Metropolitan News-Enterprise


Monday. December 11, 2006


Page 1


Limits on Donations to Candidate Committees Invalidated


From Staff and Wire Service Reports


The Third District Court of Appeal Friday struck down regulations of the Fair Political Practices Commission limiting donations to ballot measure-committees controlled by candidates for elective offices.

“Whatever the wisdom of the FPPC’s effort to plug loopholes in California’s campaign contribution regulatory scheme, we agree with the trial court’s determination that the regulation conflicts with multiple provisions of the Political Reform Act of 1974,” Justice Vance Raye wrote for the court.

California Code of Regulations Sec. 18530.9, enacted two years ago, prohibits a contribution of more than $3,000 to a ballot measure committee controlled by a legislative or Board of Equalization candidate, $5,000 to a committee controlled by a candidate for statewide office other than governor, or $20,000 to a committee controlled by a gubernatorial candidate.

In enacting the restrictions, the commission expressed concern that candidates could use the ballot measure committees to circumvent the campaign contribution limits for campaigns for state office, adopted in 2000 when the voters approved Proposition 34.

But Sacramento Superior Court Judge Shelleyann Chang granted a preliminary injunction sought by Gov. Arnold Schwarzenegger—whose controlled committees unsuccessfully backed four measures on last year’s special election ballot—-and Republican legislators, who challenged the regulation on both statutory and First Amendment grounds. Chang said the measure violated both the First Amendment and the PRA, also was enacted in 1974 as Proposition 9 and has since been amended.

The PRA is subject by its terms to amendment by a two-thirds vote of both houses of the Legislature, provided that the amendment furthers the purposes of the initiative, or by the voters.

Raye said Chang was correct on the statutory question, and that since that was dispositive of the case, it was unnecessary to rule on whether the regulation was constitutional.

The justice said it was doubtful that voters intended to limit donations to candidate-controlled ballot measure committees when they approved Proposition 34. He also noted that the Legislature has, in the last two sessions, considered, but not passed, bills that would expressly limit contributions to candidate-controlled ballot measure committee.

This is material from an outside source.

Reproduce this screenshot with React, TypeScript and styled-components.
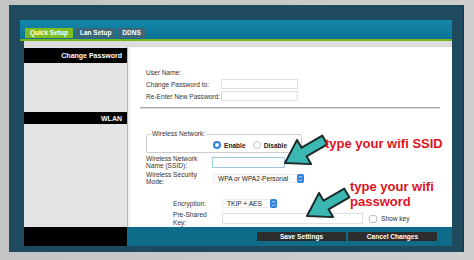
import styled, { createGlobalStyle } from 'styled-components';

const GlobalStyle = createGlobalStyle`
    html, body {
        margin: 0;
        padding: 0;
        background: #c9c9c9;
        font-family: 'Liberation Sans', Arial, sans-serif;
    }
`;

const Page = styled.div`
    width: 474px;
    height: 260px;
    box-sizing: border-box;
    padding: 5px 10px 8px 9px;
    background: linear-gradient(90deg, #c4c4c4, #cfcfcf);
`;

const Frame = styled.div`
    width: 455px;
    height: 247px;
    box-sizing: border-box;
    padding: 15px 11px 6px 11px;
    background: #1f4a5d;
    border-right: 1px solid #16384a;
    display: flex;
    flex-direction: column;
`;

const HeaderBand = styled.div`
    height: 19px;
    box-sizing: border-box;
    padding: 0 0 1px 5px;
    display: flex;
    align-items: flex-end;
    gap: 3px;
    background: linear-gradient(180deg, #1488ab, #0b7294);
`;

const Tab = styled.div<{ $active?: boolean }>`
    height: 10px;
    line-height: 10px;
    padding: 0 ${({ $active }) => ($active ? '5px' : '4px')};
    background: ${({ $active }) => ($active ? '#7fbd1e' : '#3f6676')};
    color: #fff;
    font-size: 6.5px;
    font-weight: bold;
    white-space: nowrap;
`;

const GreenLine = styled.div`
    height: 2px;
    background: #78b41a;
`;

const Strip = styled.div`
    height: 6px;
    margin-left: 4px;
    background: #dcdcdc;
`;

const Body = styled.div`
    height: 180px;
    margin-left: 4px;
    display: flex;
`;

const Sidebar = styled.div`
    width: 103px;
    background: #e4e4e4;
    display: flex;
    flex-direction: column;
`;

const SideHead = styled.div<{ $gap: number; $h: number }>`
    height: ${({ $h }) => $h}px;
    margin-top: ${({ $gap }) => $gap}px;
    background: #000;
    color: #fff;
    font-size: 7px;
    font-weight: bold;
    display: flex;
    align-items: center;
    justify-content: flex-end;
    padding-right: 5px;
`;

const Main = styled.div`
    flex: 1;
    position: relative;
    background: #fff;
    border-left: 1px solid #b8b8b8;
    box-shadow: inset 2px 0 2px rgba(0, 0, 0, 0.08);
    padding-left: 18px;
    display: flex;
    flex-direction: column;
    color: #333;
    font-size: 6.6px;
`;

const Row = styled.div<{ $top: number; $indent?: number; $labelW: number; $h?: number }>`
    margin-top: ${({ $top }) => $top}px;
    margin-left: ${({ $indent }) => $indent ?? 0}px;
    height: ${({ $h }) => $h ?? 10}px;
    display: grid;
    grid-template-columns: ${({ $labelW }) => $labelW}px auto;
    align-items: center;
`;

const Label = styled.div<{ $lh?: number }>`
    line-height: ${({ $lh }) => $lh ?? 7}px;
    white-space: nowrap;
`;

const Field = styled.div<{ $w: number; $h?: number; $focus?: boolean }>`
    width: ${({ $w }) => $w}px;
    height: ${({ $h }) => $h ?? 10}px;
    box-sizing: border-box;
    border: 1px solid ${({ $focus }) => ($focus ? '#9ccbe2' : '#e0e0e0')};
    background: #fff;
`;

const Inline = styled.div`
    display: flex;
    align-items: center;
`;

const Separator = styled.div`
    margin: 6px 12px 0 -6px;
    height: 1px;
    background: #a9a9a9;
    box-shadow: 0 1px 0 #dedede;
`;

const Fieldset = styled.fieldset`
    width: 156px;
    box-sizing: border-box;
    margin: 22px 0 0 0;
    padding: 3px 0 3px 66px;
    border: 1px solid #cdcdcd;
    border-radius: 2px;
    display: flex;
    align-items: center;
    gap: 3px;
`;

const Legend = styled.legend`
    margin-left: -62px;
    padding: 0 1px;
    font-size: 6.6px;
    line-height: 8px;
`;

const RadioDot = styled.span<{ $on?: boolean }>`
    width: 8px;
    height: 8px;
    box-sizing: border-box;
    border-radius: 50%;
    border: ${({ $on }) => ($on ? '2.5px solid #2b7fe3' : '1px solid #c4c4c4')};
    background: #fff;
    margin-left: ${({ $on }) => ($on ? '0' : '4px')};
`;

const RadioText = styled.span`
    font-weight: bold;
    font-size: 6.6px;
    color: #222;
`;

const SelectBox = styled.div<{ $w: number }>`
    width: ${({ $w }) => $w}px;
    height: 9px;
    box-sizing: border-box;
    padding-left: 4px;
    display: flex;
    align-items: center;
    justify-content: space-between;
    border: 1px solid #ececec;
    border-radius: 2px;
    color: #222;
    font-size: 6.6px;
`;

const Stepper = styled.span`
    width: 7px;
    height: 9px;
    margin-right: -1px;
    border-radius: 2px;
    background: #2f80e3;
    display: flex;
`;

const Check = styled.span`
    width: 8px;
    height: 8px;
    box-sizing: border-box;
    margin: 0 4px 0 6px;
    border: 1px solid #c6c6c6;
    border-radius: 2px;
    background: #fafafa;
`;

const Note = styled.div<{ $x: number; $y: number }>`
    position: absolute;
    left: ${({ $x }) => $x}px;
    top: ${({ $y }) => $y}px;
    color: #e2121c;
    font-size: 13px;
    font-weight: bold;
    line-height: 15px;
    white-space: nowrap;
`;

const Overlay = styled.svg`
    position: absolute;
    left: 0;
    top: 0;
    pointer-events: none;
`;

const Footer = styled.div`
    height: 19px;
    margin-left: 4px;
    display: flex;
`;

const FooterLeft = styled.div`
    width: 103px;
    background: #000;
`;

const FooterRight = styled.div`
    flex: 1;
    background: #0e6c89;
    display: flex;
    align-items: center;
    justify-content: flex-end;
    gap: 2px;
    padding-right: 15px;
`;

const Button = styled.div`
    width: 89px;
    height: 9px;
    line-height: 9px;
    background: #2c2c2c;
    color: #fff;
    font-size: 6.6px;
    font-weight: bold;
    text-align: center;
`;

const Arrow = ({ x, y }: { x: number; y: number }) => (
    <polygon
        points="0,0 22,-14 22,-5 46,-5 46,5 22,5 22,14"
        transform={`translate(${x} ${y}) rotate(-30)`}
        fill="#3bb8b1"
        stroke="#1b2b2c"
        strokeWidth="2"
        strokeLinejoin="round"
    />
);

const Select = ({ w, text }: { w: number; text: string }) => (
    <SelectBox $w={w}>
        {text}
        <Stepper>
            <svg width="7" height="9" viewBox="0 0 7 9">
                <path d="M2 3.5 L3.5 2 L5 3.5 M2 5.5 L3.5 7 L5 5.5" stroke="#fff" strokeWidth="0.9" fill="none" />
            </svg>
        </Stepper>
    </SelectBox>
);

export default function App() {
    return (
        <>
            <GlobalStyle />
            <Page>
                <Frame>
                    <HeaderBand>
                        <Tab $active>Quick Setup</Tab>
                        <Tab>Lan Setup</Tab>
                        <Tab>DDNS</Tab>
                    </HeaderBand>
                    <GreenLine />
                    <Strip />
                    <Body>
                        <Sidebar>
                            <SideHead $gap={1} $h={15}>Change Password</SideHead>
                            <SideHead $gap={49} $h={12}>WLAN</SideHead>
                        </Sidebar>
                        <Main>
                            <Row $top={20} $labelW={75}>
                                <Label>User Name:</Label>
                            </Row>
                            <Row $top={2} $labelW={75}>
                                <Label>Change Password to:</Label>
                                <Field $w={77} />
                            </Row>
                            <Row $top={2} $labelW={75}>
                                <Label>Re-Enter New Password:</Label>
                                <Field $w={77} />
                            </Row>
                            <Separator />

                            <Fieldset>
                                <Legend>Wireless Network:</Legend>
                                <RadioDot $on />
                                <RadioText>Enable</RadioText>
                                <RadioDot />
                                <RadioText>Disable</RadioText>
                            </Fieldset>

                            <Row $top={2} $labelW={66} $h={14}>
                                <Label>
                                    Wireless Network
                                    <br />
                                    Name (SSID):
                                </Label>
                                <Field $w={73} $h={11} $focus />
                            </Row>
                            <Row $top={2} $labelW={67} $h={14}>
                                <Label>
                                    Wireless Security
                                    <br />
                                    Mode:
                                </Label>
                                <Select w={91} text="WPA or WPA2-Personal" />
                            </Row>
                            <Row $top={14} $indent={27} $labelW={49} $h={9}>
                                <Label>Encryption:</Label>
                                <Select w={55} text="TKIP + AES" />
                            </Row>
                            <Row $top={2} $indent={27} $labelW={49} $h={17}>
                                <Label $lh={8}>
                                    Pre-Shared
                                    <br />
                                    Key:
                                </Label>
                                <Inline>
                                    <Field $w={141} $h={11} />
                                    <Check />
                                    <span>Show key</span>
                                </Inline>
                            </Row>

                            <Overlay width="325" height="180" viewBox="0 0 325 180">
                                <Arrow x={157} y={116} />
                                <Arrow x={179} y={169} />
                            </Overlay>
                            <Note $x={197} $y={89}>type your wifi SSID</Note>
                            <Note $x={222} $y={132}>
                                type your wifi
                                <br />
                                password
                            </Note>
                        </Main>
                    </Body>
                    <Footer>
                        <FooterLeft />
                        <FooterRight>
                            <Button>Save Settings</Button>
                            <Button>Cancel Changes</Button>
                        </FooterRight>
                    </Footer>
                </Frame>
            </Page>
        </>
    );
}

Raye further pointed to a provision in the PRA that limits contributions to political party committees to $25,000 per year if the committee supports or opposes a candidate for elective state office. The challenged regulations, he said, directly conflict with that provision by setting substantially lower limits.

The FPPC regulations could create an uneven situation if a ballot measure committee controlled by a candidate was opposed by a campaign committee that was not controlled by a candidate or officeholder and thus had no contribution limits, the justice also said.

And he questioned whether unlimited donations to a candidate’s ballot measure committee created the same possibility of corruption as large donations made directly to a candidate.

“Large contributions to the candidate ... are more likely to result in the appearance of corruption,” the jurist said. “But a contribution to a ballot measure committee, even if controlled by a candidate, typically is a contribution for the passage or defeat of the initiative. The general appearance is that of support for or opposition to the initiative, not for the candidate.”

Besides, Raye wrote, the regulations still allow the contributor to give far more to a candidates’ committees than the donor may give to the candidate. He noted, for example, that if a candidate for governor controls multiple committees, a single contributor may give $20,000 to each. “This indicates [the FPPC] does not truly view truly view contributions to candidate-controlled ballot measure committees as contributions to the candidate, else the FPPC would count these contributions toward the $20,000 total contribution permissible under [Proposition 34.],” the jurist reasoned.

An FPPC spokesman, Jon Matthews, said the commission was disappointed and would consider whether to take further action.

James Parrinello, an attorney representing Citizens To Save California, one of the committees that supported Schwarzenegger’s 2005 ballot measures, said the FPPC’s only option, other than dropping the case, would be to appeal to the state Supreme Court. But he said the commission could have trouble convincing the high court to take the case.

He said the appeals court decision “confirmed what we thought from the beginning, that the regulation was illegal and exceeded the FPPC’s authority.”

Supporters of such limits might have better luck surviving a court challenge if the Legislature imposed them, Parrinello said.

Schwarzenegger’s attorney, Thomas Hiltachk, also said he was pleased with the ruling. He said the “court affirmed our belief from the outset that the FPPC regulation conflicted with Proposition 34 and was invalid.”

Ned Wigglesworth, a spokesman for California Common Cause, which lobbies for campaign finance reform, said the FPPC could make a strong argument to the Supreme Court that voters intended to limit all donations to candidates, including donations to their ballot measure committees, when they approved Proposition 34.

“Arguing that these committees ... can’t be used as a purposeful circumvention of the state’s law just does not square with reality,” he said. “Big political donors, be they corporations, unions or gaming tribes, will simply write million dollar checks to candidates’ ballot committees as a way to gain access and influence.”

The case is Citizens to Save California v. California Fair Political Practices Commission, 06 S.O.S. 5980.